Results of the “network” scenario
In the “network” scenario, Nginx outperformed all competitors for up to including 8 concurrent connections. Its performance in that low concurrency segment was undisputed. From that point on, the competitors were catching up. ArangoDB started outperforming the others from 32 concurrent connections. Throughput in ArangoDB increased up to until 512 concurrent connections.
Overall, it seems that ArangoDB’s network and HTTP layer can generally keep up with those of other HTTP-based products in terms of throughput. For low concurrency situations, some highly optimised products such as Nginx performed better.
With increased concurrency, ArangoDB was catching up and outperformed the other products.

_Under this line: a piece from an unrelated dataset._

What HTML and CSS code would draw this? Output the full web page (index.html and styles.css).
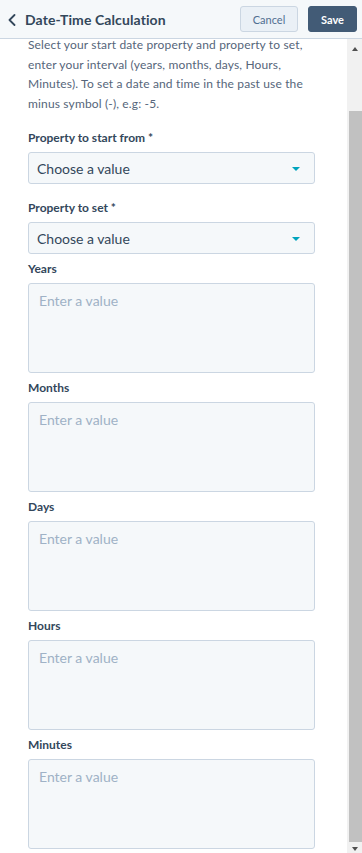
FILE: index.html
```html
<!DOCTYPE html>
<html lang="en">
<head>
<meta charset="utf-8">
<title>Date-Time Calculation</title>
<link rel="stylesheet" href="styles.css">
</head>
<body>
<div class="panel">
  <header class="header">
    <div class="header-left">
      <svg class="back" width="8" height="12" viewBox="0 0 8 12"><path d="M6.5 1 L1.5 6 L6.5 11" fill="none" stroke="#33475b" stroke-width="1.8" stroke-linecap="round" stroke-linejoin="round"/></svg>
      <h1 class="title">Date-Time Calculation</h1>
    </div>
    <div class="actions">
      <button class="btn btn-cancel">Cancel</button>
      <button class="btn btn-save">Save</button>
    </div>
  </header>
  <div class="body">
    <main class="content">
      <p class="desc">Select your start date property and property to set, enter your interval (years, months, days, Hours, Minutes). To set a date and time in the past use the minus symbol (-), e.g: -5.</p>

      <div class="field field-wide">
        <label class="label">Property to start from *</label>
        <div class="select"><span>Choose a value</span><span class="caret"></span></div>
      </div>
      <div class="field">
        <label class="label">Property to set *</label>
        <div class="select"><span>Choose a value</span><span class="caret"></span></div>
      </div>
      <div class="field">
        <label class="label">Years</label>
        <div class="textarea">Enter a value</div>
      </div>
      <div class="field">
        <label class="label">Months</label>
        <div class="textarea">Enter a value</div>
      </div>
      <div class="field">
        <label class="label">Days</label>
        <div class="textarea">Enter a value</div>
      </div>
      <div class="field">
        <label class="label">Hours</label>
        <div class="textarea">Enter a value</div>
      </div>
      <div class="field">
        <label class="label">Minutes</label>
        <div class="textarea">Enter a value</div>
      </div>
    </main>
    <div class="scrollbar">
      <div class="sb-btn"><span class="sb-up"></span></div>
      <div class="sb-thumb"></div>
      <div class="sb-btn-bottom"><span class="sb-down"></span></div>
    </div>
  </div>
</div>
</body>
</html>
```

FILE: styles.css
```css
* { box-sizing: border-box; }
html, body {
  margin: 0;
  padding: 0;
  background: #ffffff;
  font-family: "Lato", "Noto Sans", sans-serif;
  color: #33475b;
}
.panel {
  width: 362px;
  height: 853px;
  display: flex;
  flex-direction: column;
  overflow: hidden;
}
.header {
  position: relative;
  z-index: 2;
  height: 39px;
  flex: none;
  background: #f5f8fa;
  border-bottom: 1px solid #cbd6e2;
  display: flex;
  align-items: center;
  justify-content: space-between;
  padding: 0 5px 0 8px;
}
.header-left {
  display: flex;
  align-items: center;
  gap: 9px;
}
.back { display: block; margin-top: 1px; }
.title {
  margin: 0;
  font-size: 14px;
  font-weight: 700;
  color: #33475b;
  letter-spacing: 0.1px;
}
.actions {
  display: flex;
  gap: 10px;
  align-items: center;
}
.btn {
  height: 26px;
  border-radius: 3px;
  font-family: "Lato", "Noto Sans", sans-serif;
  font-size: 11px;
  padding: 0;
  cursor: pointer;
}
.btn-cancel {
  width: 58px;
  background: #eaf0f6;
  border: 1px solid #cbd6e2;
  color: #506e91;
}
.btn-save {
  width: 49px;
  background: #425b76;
  border: 1px solid #425b76;
  color: #ffffff;
  font-weight: 700;
}
.body {
  flex: 1;
  display: flex;
  min-height: 0;
}
.content {
  width: 347px;
  flex: none;
  padding: 0 32px 0 28px;
  overflow: hidden;
}
.desc {
  margin: -4px 0 17px;
  font-size: 12px;
  line-height: 19.5px;
  letter-spacing: 0.15px;
  color: #55657a;
}
.field {
  display: flex;
  flex-direction: column;
  gap: 6px;
  margin-bottom: 7px;
}
.field-wide { margin-bottom: 16px; }
.label {
  font-size: 12px;
  line-height: 16px;
  font-weight: 700;
  color: #33475b;
}
.select {
  height: 32px;
  background: #f5f8fa;
  border: 1px solid #cbd6e2;
  border-radius: 3px;
  display: flex;
  align-items: center;
  justify-content: space-between;
  padding: 0 14px 0 8px;
  font-size: 14px;
  color: #33475b;
}
.caret {
  width: 0;
  height: 0;
  border-left: 4px solid transparent;
  border-right: 4px solid transparent;
  border-top: 4px solid #00a4bd;
  margin-top: 1px;
}
.textarea {
  height: 90px;
  background: #f5f8fa;
  border: 1px solid #cbd6e2;
  border-radius: 3px;
  padding: 6px 10px;
  font-size: 14px;
  line-height: 22px;
  color: #9fb2c6;
}
.scrollbar {
  width: 15px;
  flex: none;
  background: #f1f1f1;
  display: flex;
  flex-direction: column;
}
.sb-btn {
  height: 72px;
  display: flex;
  justify-content: center;
  padding-top: 8px;
}
.sb-up {
  width: 0; height: 0;
  border-left: 3.5px solid transparent;
  border-right: 3.5px solid transparent;
  border-bottom: 4px solid #505050;
}
.sb-thumb {
  height: 731px;
  margin-left: 2px;
  background: #c1c1c1;
}
.sb-btn-bottom {
  flex: 1;
  display: flex;
  justify-content: center;
  align-items: center;
}
.sb-down {
  width: 0; height: 0;
  border-left: 3.5px solid transparent;
  border-right: 3.5px solid transparent;
  border-top: 4px solid #505050;
  margin-top: 2px;
}
```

The test showed that throughput in ArangoDB could be increased up to 128 concurrent connections (local scenario) and 512 connections (network scenario). At these concurrency levels, the other products showed stagnation or a decline in throughput.
Overall it seems that the networking and HTTP stack in ArangoDB is not likely to be a major bottleneck for regular operations. However, as some of the other products showed better throughput at low concurrency, it seems that there is still room for optimisation in ArangoDB’s request handling. Especially, it would be interesting to know what Nginx does to achieve that superior performance in low concurrency situations. If anyone knows, please leave a comment.
As mentioned before, we haven’t looked at memory consumption in these tests. Neither did we check CPU utilisation and other factors. These would be other interesting things to look at when performing additional tests.